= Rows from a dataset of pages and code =
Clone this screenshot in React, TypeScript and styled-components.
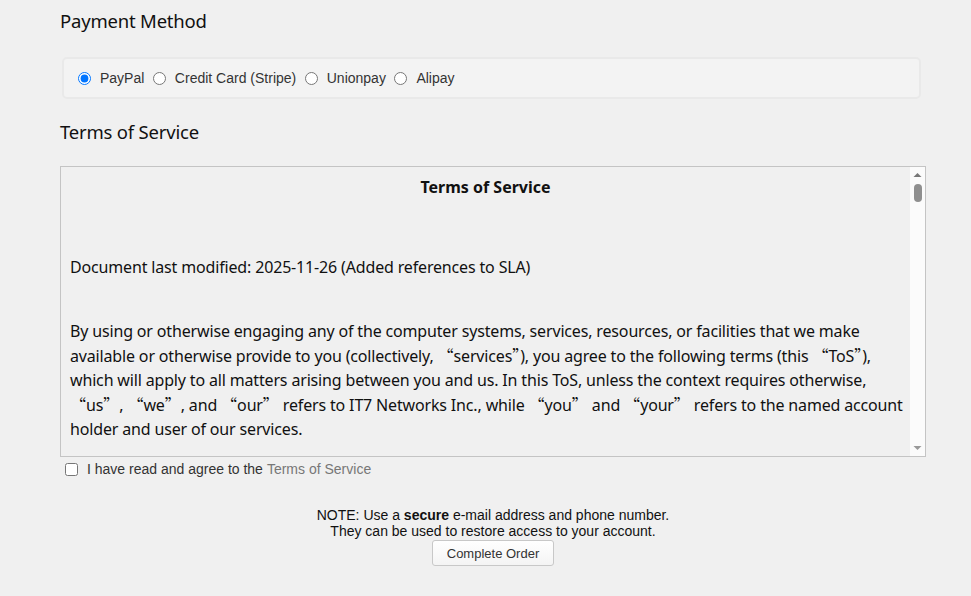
import React from 'react';
import styled, { createGlobalStyle } from 'styled-components';

const GlobalStyle = createGlobalStyle`
  html, body {
    margin: 0;
    padding: 0;
    background: #f0f0f0;
  }
  body {
    font-family: "Liberation Sans", Arial, sans-serif;
    font-size: 14px;
    color: #333;
  }
`;

const Page = styled.div`
  width: 866px;
  margin-left: 60px;
  padding-top: 9px;
`;

const SectionTitle = styled.h3`
  margin: 0;
  font-family: "Noto Sans", "Open Sans", sans-serif;
  font-weight: 400;
  font-size: 18.5px;
  line-height: 24px;
  color: #111;
  letter-spacing: -0.2px;
`;

const MethodBox = styled.div`
  margin: 24px 5px 0 2px;
  height: 38px;
  display: flex;
  align-items: center;
  padding: 0 14px;
  background: #f3f3f3;
  border: 2px solid #e9e9e9;
  border-radius: 5px;
`;

const RadioLabel = styled.label`
  display: inline-flex;
  align-items: center;
  font-size: 14px;
  color: #333;
  margin-right: 8.5px;

  input {
    margin: 0 9px 0 0;
    width: 13px;
    height: 13px;
  }
`;

const TosTitle = styled(SectionTitle)`
  margin-top: 21px;
`;

const TosBox = styled.div`
  margin-top: 22px;
  height: 289px;
  display: flex;
  border: 1px solid #c4c4c4;
  background: #f0f0f0;
`;

const TosContent = styled.div`
  flex: 1;
  overflow: hidden;
  padding: 0 3px 0 9px;
  font-family: "Noto Sans", "Open Sans", sans-serif;
  font-size: 16px;
  line-height: 24px;
  letter-spacing: -0.16px;
  color: #111;
`;

const ScrollTrack = styled.div`
  width: 15px;
  background: #fbfbfb;
  display: flex;
  flex-direction: column;
  align-items: center;
`;

const ScrollArrow = styled.svg`
  display: block;
  flex: none;
`;

const ScrollThumb = styled.div`
  width: 8px;
  height: 18px;
  margin-top: 2px;
  border-radius: 4px;
  background: #8f8f8f;
`;

const Spacer = styled.div`
  flex: 1;
`;

const DocTitle = styled.p`
  margin: 8px 6px 0 0;
  text-align: center;
  font-weight: 700;
  letter-spacing: 0;
`;

const Para = styled.p<{ $gap: number }>`
  margin: ${(p) => p.$gap}px 0 0;
`;

const Q = styled.span`
  font-family: "Noto Sans CJK SC", sans-serif;
  letter-spacing: 0;
`;

const AgreeRow = styled.label`
  display: flex;
  align-items: center;
  margin-top: 4px;
  padding-left: 5px;
  font-size: 14px;
  color: #333;

  input {
    margin: 0 9px 0 0;
    width: 13px;
    height: 13px;
  }
`;

const TosLink = styled.a`
  color: #777;
  text-decoration: none;
  margin-left: 4px;
`;

const Footer = styled.div`
  margin-top: 30px;
  display: flex;
  flex-direction: column;
  align-items: center;
  font-size: 14px;
  line-height: 16px;
  color: #111;
`;

const OrderButton = styled.button`
  margin-top: 1px;
  height: 26px;
  padding: 0 14px;
  font-family: "Liberation Sans", Arial, sans-serif;
  font-size: 13px;
  color: #333;
  background: linear-gradient(#ffffff, #f4f4f4);
  border: 1px solid #c8c8c8;
  border-radius: 3px;
`;

const methods = ['PayPal', 'Credit Card (Stripe)', 'Unionpay', 'Alipay'];

export default function App() {
  return (
    <>
      <GlobalStyle />
      <Page>
        <SectionTitle>Payment Method</SectionTitle>
        <MethodBox>
          {methods.map((m, i) => (
            <RadioLabel key={m}>
              <input type="radio" name="method" defaultChecked={i === 0} />
              {m}
            </RadioLabel>
          ))}
        </MethodBox>

        <TosTitle>Terms of Service</TosTitle>
        <TosBox>
          <TosContent>
            <DocTitle>Terms of Service</DocTitle>
            <Para $gap={56}>Document last modified: 2025-11-26 (Added references to SLA)</Para>
            <Para $gap={40}>
              By using or otherwise engaging any of the computer systems, services, resources, or
              facilities that we make available or otherwise provide to you (collectively,{' '}
              <Q>“</Q>services<Q>”</Q>), you agree to the following terms (this <Q>“</Q>ToS<Q>”</Q>),
              which will apply to all matters arising between you and us. In this ToS, unless the
              context requires otherwise, <Q>“</Q>us<Q>”</Q>, <Q>“</Q>we<Q>”</Q>, and{' '}
              <Q>“</Q>our<Q>”</Q> refers to IT7 Networks Inc., while <Q>“</Q>you<Q>”</Q> and{' '}
              <Q>“</Q>your<Q>”</Q> refers to the named account holder and user of our services.
            </Para>
          </TosContent>
          <ScrollTrack>
            <ScrollArrow width="15" height="15" viewBox="0 0 15 15">
              <polygon points="3.5,10 11.5,10 7.5,6" fill="#777" />
            </ScrollArrow>
            <ScrollThumb />
            <Spacer />
            <ScrollArrow width="15" height="15" viewBox="0 0 15 15">
              <polygon points="3.5,5 11.5,5 7.5,9" fill="#999" />
            </ScrollArrow>
          </ScrollTrack>
        </TosBox>

        <AgreeRow>
          <input type="checkbox" />
          I have read and agree to the<TosLink href="#">Terms of Service</TosLink>
        </AgreeRow>

        <Footer>
          <div>
            NOTE: Use a <b>secure</b> e-mail address and phone number.
          </div>
          <div>They can be used to restore access to your account.</div>
          <OrderButton>Complete Order</OrderButton>
        </Footer>
      </Page>
    </>
  );
}
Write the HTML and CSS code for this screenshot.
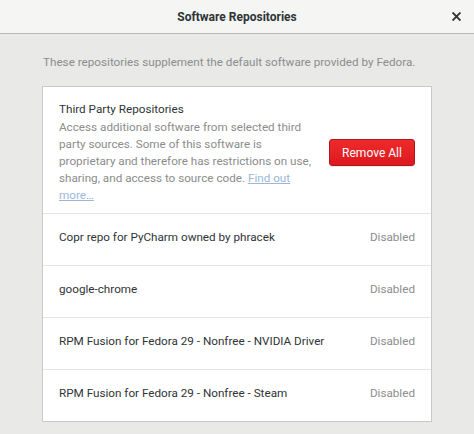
FILE: index.html
```html
<!DOCTYPE html>
<html>
<head>
<meta charset="utf-8">
<link rel="stylesheet" href="styles.css">
</head>
<body>
<div class="window">
  <header class="titlebar">
    <div class="title">Software Repositories</div>
    <button class="close" aria-label="Close">
      <svg width="9" height="9" viewBox="0 0 9 9"><path d="M1.2 1.2 L7.8 7.8 M7.8 1.2 L1.2 7.8" stroke="#2e3436" stroke-width="1.9" stroke-linecap="square"/></svg>
    </button>
  </header>
  <main class="content">
    <p class="intro">These repositories supplement the default software provided by Fedora.</p>
    <div class="card">
      <div class="row third-party">
        <div class="tp-text">
          <div class="tp-title">Third Party Repositories</div>
          <div class="tp-desc">Access additional software from selected third party sources. Some of this software is proprietary and therefore has restrictions on use, sharing, and access to source code. <a href="#" class="link">Find out more…</a></div>
        </div>
        <button class="remove">Remove All</button>
      </div>
      <div class="row repo"><span class="name">Copr repo for PyCharm owned by phracek</span><span class="state">Disabled</span></div>
      <div class="row repo"><span class="name">google-chrome</span><span class="state">Disabled</span></div>
      <div class="row repo"><span class="name">RPM Fusion for Fedora 29 - Nonfree - NVIDIA Driver</span><span class="state">Disabled</span></div>
      <div class="row repo"><span class="name">RPM Fusion for Fedora 29 - Nonfree - Steam</span><span class="state">Disabled</span></div>
    </div>
  </main>
</div>
</body>
</html>
```
FILE: styles.css
```css
* { box-sizing: border-box; }
html, body { margin: 0; padding: 0; }
body {
  width: 474px;
  height: 434px;
  overflow: hidden;
  font-family: "Roboto", "Liberation Sans", sans-serif;
  font-size: 11.7px;
  color: #2e3436;
  background: #e9e9e8;
}
.window { display: flex; flex-direction: column; height: 434px; }
.titlebar {
  height: 34px;
  flex: none;
  display: flex;
  align-items: center;
  justify-content: center;
  position: relative;
  background: #f5f5f4;
  border-bottom: 1px solid #b8b8b6;
}
.title { font-weight: bold; font-size: 12px; color: #2e3436; }
.close {
  position: absolute;
  right: 12px;
  top: 10px;
  width: 12px;
  height: 12px;
  padding: 0;
  border: 0;
  background: none;
  display: flex;
  align-items: center;
  justify-content: center;
}
.content { padding: 19px 42px 0 42px; flex: 1; }
.intro { margin: 0 0 15px 1px; color: #8c8d8c; line-height: 18px; }
.card {
  background: #ffffff;
  border: 1px solid #c9c9c7;
}
.row { border-top: 1px solid #e4e4e3; }
.row:first-child { border-top: 0; }
.third-party {
  display: flex;
  align-items: center;
  padding: 12px 16px 9px 16px;
  gap: 14px;
}
.tp-text { flex: 1; }
.tp-title { line-height: 20px; }
.tp-desc { color: #8b8c8b; line-height: 17px; }
.link { color: #9ab7d8; text-decoration: underline; }
.remove {
  flex: none;
  width: 86px;
  height: 27px;
  margin-top: 2px;
  border: 1px solid #b6141b;
  border-radius: 3px;
  background: linear-gradient(#ee2a2a, #dc1a1f);
  color: #ffffff;
  font-family: inherit;
  font-size: 12px;
  padding: 0;
  box-shadow: 0 1px 0 rgba(0,0,0,0.08);
}
.repo {
  height: 52px;
  display: flex;
  align-items: center;
  justify-content: space-between;
  padding: 0 16px 5px 16px;
}
.state { color: #8c8d8c; }
```
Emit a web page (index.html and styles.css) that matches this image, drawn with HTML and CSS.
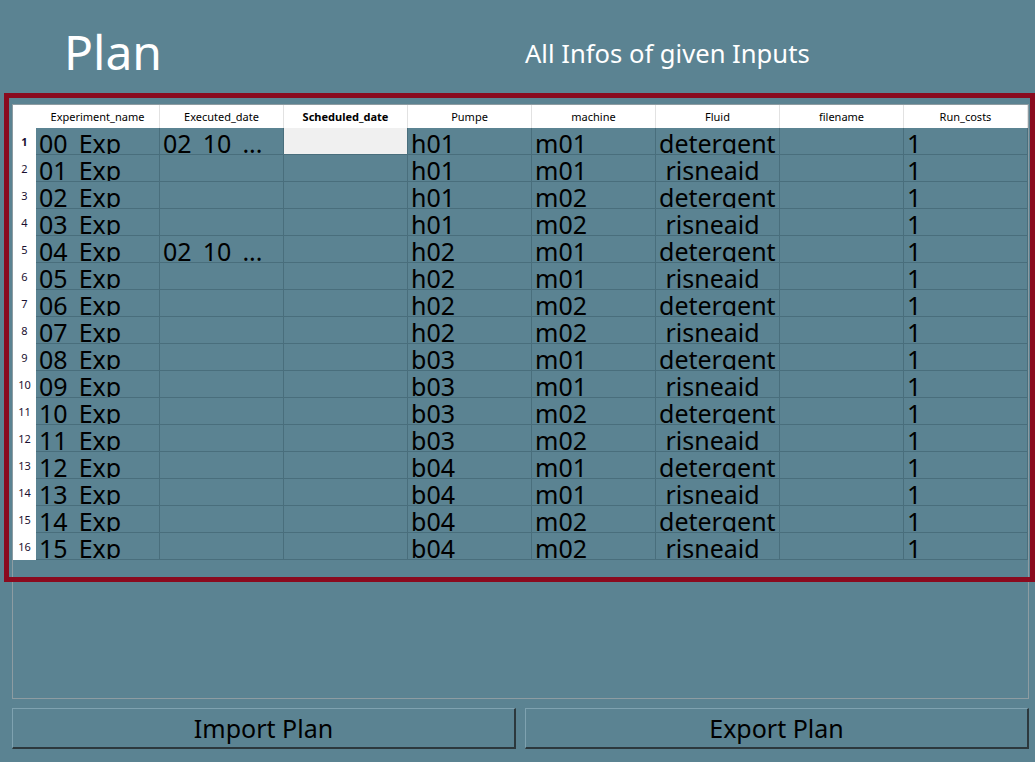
FILE: index.html
```html
<!DOCTYPE html>
<html>
<head>
<meta charset="utf-8">
<title>Plan</title>
<link rel="stylesheet" href="styles.css">
</head>
<body>
<div class="app">
  <div class="top">
    <div class="title">Plan</div>
    <div class="subtitle">All Infos of given Inputs</div>
  </div>
  <div class="frame">
    <div class="hrow">
      <div class="corner"></div>
      <div class="hcell">Experiment_name</div>
      <div class="hcell">Executed_date</div>
      <div class="hcell bold">Scheduled_date</div>
      <div class="hcell">Pumpe</div>
      <div class="hcell">machine</div>
      <div class="hcell">Fluid</div>
      <div class="hcell">filename</div>
      <div class="hcell">Run_costs</div>
    </div>
    <div class="row"><div class="rh bold">1</div><div class="cell">00_Exp</div><div class="cell">02_10_...</div><div class="cell sel"></div><div class="cell">h01</div><div class="cell">m01</div><div class="cell">detergent</div><div class="cell"></div><div class="cell">1</div></div>
    <div class="row"><div class="rh">2</div><div class="cell">01_Exp</div><div class="cell"></div><div class="cell"></div><div class="cell">h01</div><div class="cell">m01</div><div class="cell"> risneaid</div><div class="cell"></div><div class="cell">1</div></div>
    <div class="row"><div class="rh">3</div><div class="cell">02_Exp</div><div class="cell"></div><div class="cell"></div><div class="cell">h01</div><div class="cell">m02</div><div class="cell">detergent</div><div class="cell"></div><div class="cell">1</div></div>
    <div class="row"><div class="rh">4</div><div class="cell">03_Exp</div><div class="cell"></div><div class="cell"></div><div class="cell">h01</div><div class="cell">m02</div><div class="cell"> risneaid</div><div class="cell"></div><div class="cell">1</div></div>
    <div class="row"><div class="rh">5</div><div class="cell">04_Exp</div><div class="cell">02_10_...</div><div class="cell"></div><div class="cell">h02</div><div class="cell">m01</div><div class="cell">detergent</div><div class="cell"></div><div class="cell">1</div></div>
    <div class="row"><div class="rh">6</div><div class="cell">05_Exp</div><div class="cell"></div><div class="cell"></div><div class="cell">h02</div><div class="cell">m01</div><div class="cell"> risneaid</div><div class="cell"></div><div class="cell">1</div></div>
    <div class="row"><div class="rh">7</div><div class="cell">06_Exp</div><div class="cell"></div><div class="cell"></div><div class="cell">h02</div><div class="cell">m02</div><div class="cell">detergent</div><div class="cell"></div><div class="cell">1</div></div>
    <div class="row"><div class="rh">8</div><div class="cell">07_Exp</div><div class="cell"></div><div class="cell"></div><div class="cell">h02</div><div class="cell">m02</div><div class="cell"> risneaid</div><div class="cell"></div><div class="cell">1</div></div>
    <div class="row"><div class="rh">9</div><div class="cell">08_Exp</div><div class="cell"></div><div class="cell"></div><div class="cell">b03</div><div class="cell">m01</div><div class="cell">detergent</div><div class="cell"></div><div class="cell">1</div></div>
    <div class="row"><div class="rh">10</div><div class="cell">09_Exp</div><div class="cell"></div><div class="cell"></div><div class="cell">b03</div><div class="cell">m01</div><div class="cell"> risneaid</div><div class="cell"></div><div class="cell">1</div></div>
    <div class="row"><div class="rh">11</div><div class="cell">10_Exp</div><div class="cell"></div><div class="cell"></div><div class="cell">b03</div><div class="cell">m02</div><div class="cell">detergent</div><div class="cell"></div><div class="cell">1</div></div>
    <div class="row"><div class="rh">12</div><div class="cell">11_Exp</div><div class="cell"></div><div class="cell"></div><div class="cell">b03</div><div class="cell">m02</div><div class="cell"> risneaid</div><div class="cell"></div><div class="cell">1</div></div>
    <div class="row"><div class="rh">13</div><div class="cell">12_Exp</div><div class="cell"></div><div class="cell"></div><div class="cell">b04</div><div class="cell">m01</div><div class="cell">detergent</div><div class="cell"></div><div class="cell">1</div></div>
    <div class="row"><div class="rh">14</div><div class="cell">13_Exp</div><div class="cell"></div><div class="cell"></div><div class="cell">b04</div><div class="cell">m01</div><div class="cell"> risneaid</div><div class="cell"></div><div class="cell">1</div></div>
    <div class="row"><div class="rh">15</div><div class="cell">14_Exp</div><div class="cell"></div><div class="cell"></div><div class="cell">b04</div><div class="cell">m02</div><div class="cell">detergent</div><div class="cell"></div><div class="cell">1</div></div>
    <div class="row"><div class="rh">16</div><div class="cell">15_Exp</div><div class="cell"></div><div class="cell"></div><div class="cell">b04</div><div class="cell">m02</div><div class="cell"> risneaid</div><div class="cell"></div><div class="cell">1</div></div>
    <div class="highlight"></div>
  </div>
  <div class="buttons">
    <div class="btn">Import Plan</div>
    <div class="btn">Export Plan</div>
  </div>
</div>
</body>
</html>
```
FILE: styles.css
```css
html, body {
  margin: 0;
  padding: 0;
  background: #5b8392;
}
body {
  font-family: "Noto Sans", "Open Sans", sans-serif;
  color: #000;
  width: 1035px;
  height: 762px;
  overflow: hidden;
}
.app {
  padding: 0 6px 0 12px;
  display: flex;
  flex-direction: column;
}
.top {
  display: grid;
  grid-template-columns: 504px 504px;
  column-gap: 9px;
  height: 104px;
}
.title {
  color: #fff;
  font-size: 48px;
  padding-top: 19px;
  padding-left: 52px;
  line-height: normal;
}
.subtitle {
  color: #fff;
  font-size: 25.6px;
  padding-top: 36px;
  line-height: normal;
}
.frame {
  position: relative;
  box-sizing: border-box;
  height: 595px;
  border: 1px solid #8d9ca2;
}
.hrow {
  display: flex;
  height: 23px;
  background: #fff;
}
.corner {
  width: 23px;
  flex: none;
}
.hcell {
  width: 124px;
  flex: none;
  box-sizing: border-box;
  border-right: 1px solid #e2e2e2;
  font-size: 11px;
  display: flex;
  align-items: center;
  justify-content: center;
}
.bold {
  font-weight: bold;
}
.row {
  display: flex;
  height: 27px;
}
.rh {
  width: 23px;
  flex: none;
  background: #fff;
  font-size: 11px;
  display: flex;
  align-items: center;
  justify-content: center;
  color: #1a1030;
}
.cell {
  width: 124px;
  height: 27px;
  flex: none;
  box-sizing: border-box;
  border-right: 1px solid #496e7c;
  border-bottom: 1px solid #496e7c;
  overflow: hidden;
  white-space: pre;
  font-size: 25px;
  line-height: 26px;
  padding: 2px 0 0 3px;
}
.sel {
  background: #f0f0f0;
}
.highlight {
  position: absolute;
  left: -9px;
  top: -12px;
  width: 1031px;
  height: 489px;
  box-sizing: border-box;
  border: 5px solid #8a0a1e;
  pointer-events: none;
}
.buttons {
  display: grid;
  grid-template-columns: 504px 504px;
  column-gap: 9px;
  margin-top: 9px;
}
.btn {
  height: 41px;
  box-sizing: border-box;
  border-top: 1px solid #7fa2b0;
  border-left: 1px solid #7fa2b0;
  border-right: 2px solid #2c383d;
  border-bottom: 2px solid #2c383d;
  display: flex;
  align-items: center;
  justify-content: center;
  font-size: 25px;
}
```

= WHAT THE TASK REQUIRES =
Copy all lines from the material that contain "screenshot".

= FINISHED ANSWER =
Clone this screenshot in React, TypeScript and styled-components.
Write the HTML and CSS code for this screenshot.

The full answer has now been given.